Exercise aim | Reproduce the listing word for word. Skip any image.

-.-.-

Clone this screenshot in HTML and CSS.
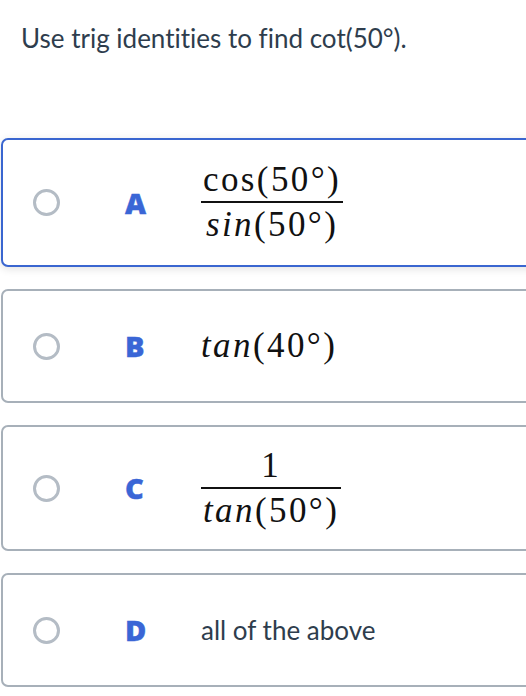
FILE: index.html
```html
<!DOCTYPE html>
<html>
<head>
<meta charset="utf-8">
<link rel="stylesheet" href="styles.css">
</head>
<body>
<div class="page">
  <h1 class="question">Use trig identities to find cot(50°).</h1>
  <div class="options">
    <div class="card selected tall">
      <span class="radio"></span>
      <span class="letter">A</span>
      <span class="math frac">
        <span class="num">cos(50°)</span>
        <span class="den"><i>sin</i>(50°)</span>
      </span>
    </div>
    <div class="card">
      <span class="radio"></span>
      <span class="letter">B</span>
      <span class="math"><i>tan</i>(40°)</span>
    </div>
    <div class="card tall">
      <span class="radio"></span>
      <span class="letter">C</span>
      <span class="math frac">
        <span class="num">1</span>
        <span class="den"><i>tan</i>(50°)</span>
      </span>
    </div>
    <div class="card">
      <span class="radio"></span>
      <span class="letter">D</span>
      <span class="text">all of the above</span>
    </div>
  </div>
</div>
</body>
</html>
```

FILE: styles.css
```css
html, body {
  margin: 0;
  padding: 0;
  background: #ffffff;
  overflow: hidden;
}

.page {
  width: 526px;
  font-family: Lato, "Open Sans", sans-serif;
  color: #2e3d4d;
  font-variant-ligatures: none;
}

.question {
  margin: 0;
  padding: 22px 0 0 21px;
  font-size: 26px;
  font-weight: 400;
  line-height: 32px;
  height: 128px;
  box-sizing: border-box;
}

.options {
  display: flex;
  flex-direction: column;
  gap: 22px;
  padding: 10px 0 10px 1px;
  overflow: hidden;
}

.card {
  width: 560px;
  box-sizing: border-box;
  min-height: 114px;
  border: 2px solid #a7b0b9;
  border-radius: 7px;
  display: flex;
  align-items: center;
  background: #fff;
  flex: none;
}

.card.tall {
  min-height: 126px;
}

.card.selected {
  border-color: #3a66d0;
  min-height: 129px;
  box-shadow: 0 2px 8px rgba(0, 0, 0, 0.12);
}

.radio {
  width: 21px;
  height: 21px;
  border: 3px solid #b4bcc5;
  border-radius: 50%;
  margin-left: 30px;
  flex: none;
}

.letter {
  margin-left: 65px;
  width: 76px;
  flex: none;
  font-family: "Open Sans", Lato, sans-serif;
  font-weight: 800;
  font-size: 29px;
  line-height: 34px;
  color: #3a66d6;
  -webkit-text-stroke: 0.4px #3a66d6;
}

.math {
  font-family: "Liberation Serif", serif;
  font-size: 35px;
  letter-spacing: 2.4px;
  color: #111;
  line-height: 40px;
}

.math i {
  font-style: italic;
}

.frac {
  display: inline-flex;
  flex-direction: column;
  align-items: center;
}

.frac .num {
  padding: 0 2px 1px;
}

.frac .den {
  border-top: 2px solid #111;
  padding: 2px 2px 0;
  align-self: stretch;
  text-align: center;
}

.text {
  font-family: Lato, "Open Sans", sans-serif;
  font-size: 26px;
  color: #2e3d4d;
}
```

-.-.-

Final answer |
Clone this screenshot in HTML and CSS.
FILE: index.html
```html
<!DOCTYPE html>
<html>
<head>
<meta charset="utf-8">
<link rel="stylesheet" href="styles.css">
</head>
<body>
<div class="page">
  <h1 class="question">Use trig identities to find cot(50°).</h1>
  <div class="options">
    <div class="card selected tall">
      <span class="radio"></span>
      <span class="letter">A</span>
      <span class="math frac">
        <span class="num">cos(50°)</span>
        <span class="den"><i>sin</i>(50°)</span>
      </span>
    </div>
    <div class="card">
      <span class="radio"></span>
      <span class="letter">B</span>
      <span class="math"><i>tan</i>(40°)</span>
    </div>
    <div class="card tall">
      <span class="radio"></span>
      <span class="letter">C</span>
      <span class="math frac">
        <span class="num">1</span>
        <span class="den"><i>tan</i>(50°)</span>
      </span>
    </div>
    <div class="card">
      <span class="radio"></span>
      <span class="letter">D</span>
      <span class="text">all of the above</span>
    </div>
  </div>
</div>
</body>
</html>
```

FILE: styles.css
```css
html, body {
  margin: 0;
  padding: 0;
  background: #ffffff;
  overflow: hidden;
}

.page {
  width: 526px;
  font-family: Lato, "Open Sans", sans-serif;
  color: #2e3d4d;
  font-variant-ligatures: none;
}

.question {
  margin: 0;
  padding: 22px 0 0 21px;
  font-size: 26px;
  font-weight: 400;
  line-height: 32px;
  height: 128px;
  box-sizing: border-box;
}

.options {
  display: flex;
  flex-direction: column;
  gap: 22px;
  padding: 10px 0 10px 1px;
  overflow: hidden;
}

.card {
  width: 560px;
  box-sizing: border-box;
  min-height: 114px;
  border: 2px solid #a7b0b9;
  border-radius: 7px;
  display: flex;
  align-items: center;
  background: #fff;
  flex: none;
}

.card.tall {
  min-height: 126px;
}

.card.selected {
  border-color: #3a66d0;
  min-height: 129px;
  box-shadow: 0 2px 8px rgba(0, 0, 0, 0.12);
}

.radio {
  width: 21px;
  height: 21px;
  border: 3px solid #b4bcc5;
  border-radius: 50%;
  margin-left: 30px;
  flex: none;
}

.letter {
  margin-left: 65px;
  width: 76px;
  flex: none;
  font-family: "Open Sans", Lato, sans-serif;
  font-weight: 800;
  font-size: 29px;
  line-height: 34px;
  color: #3a66d6;
  -webkit-text-stroke: 0.4px #3a66d6;
}

.math {
  font-family: "Liberation Serif", serif;
  font-size: 35px;
  letter-spacing: 2.4px;
  color: #111;
  line-height: 40px;
}

.math i {
  font-style: italic;
}

.frac {
  display: inline-flex;
  flex-direction: column;
  align-items: center;
}

.frac .num {
  padding: 0 2px 1px;
}

.frac .den {
  border-top: 2px solid #111;
  padding: 2px 2px 0;
  align-self: stretch;
  text-align: center;
}

.text {
  font-family: Lato, "Open Sans", sans-serif;
  font-size: 26px;
  color: #2e3d4d;
}
```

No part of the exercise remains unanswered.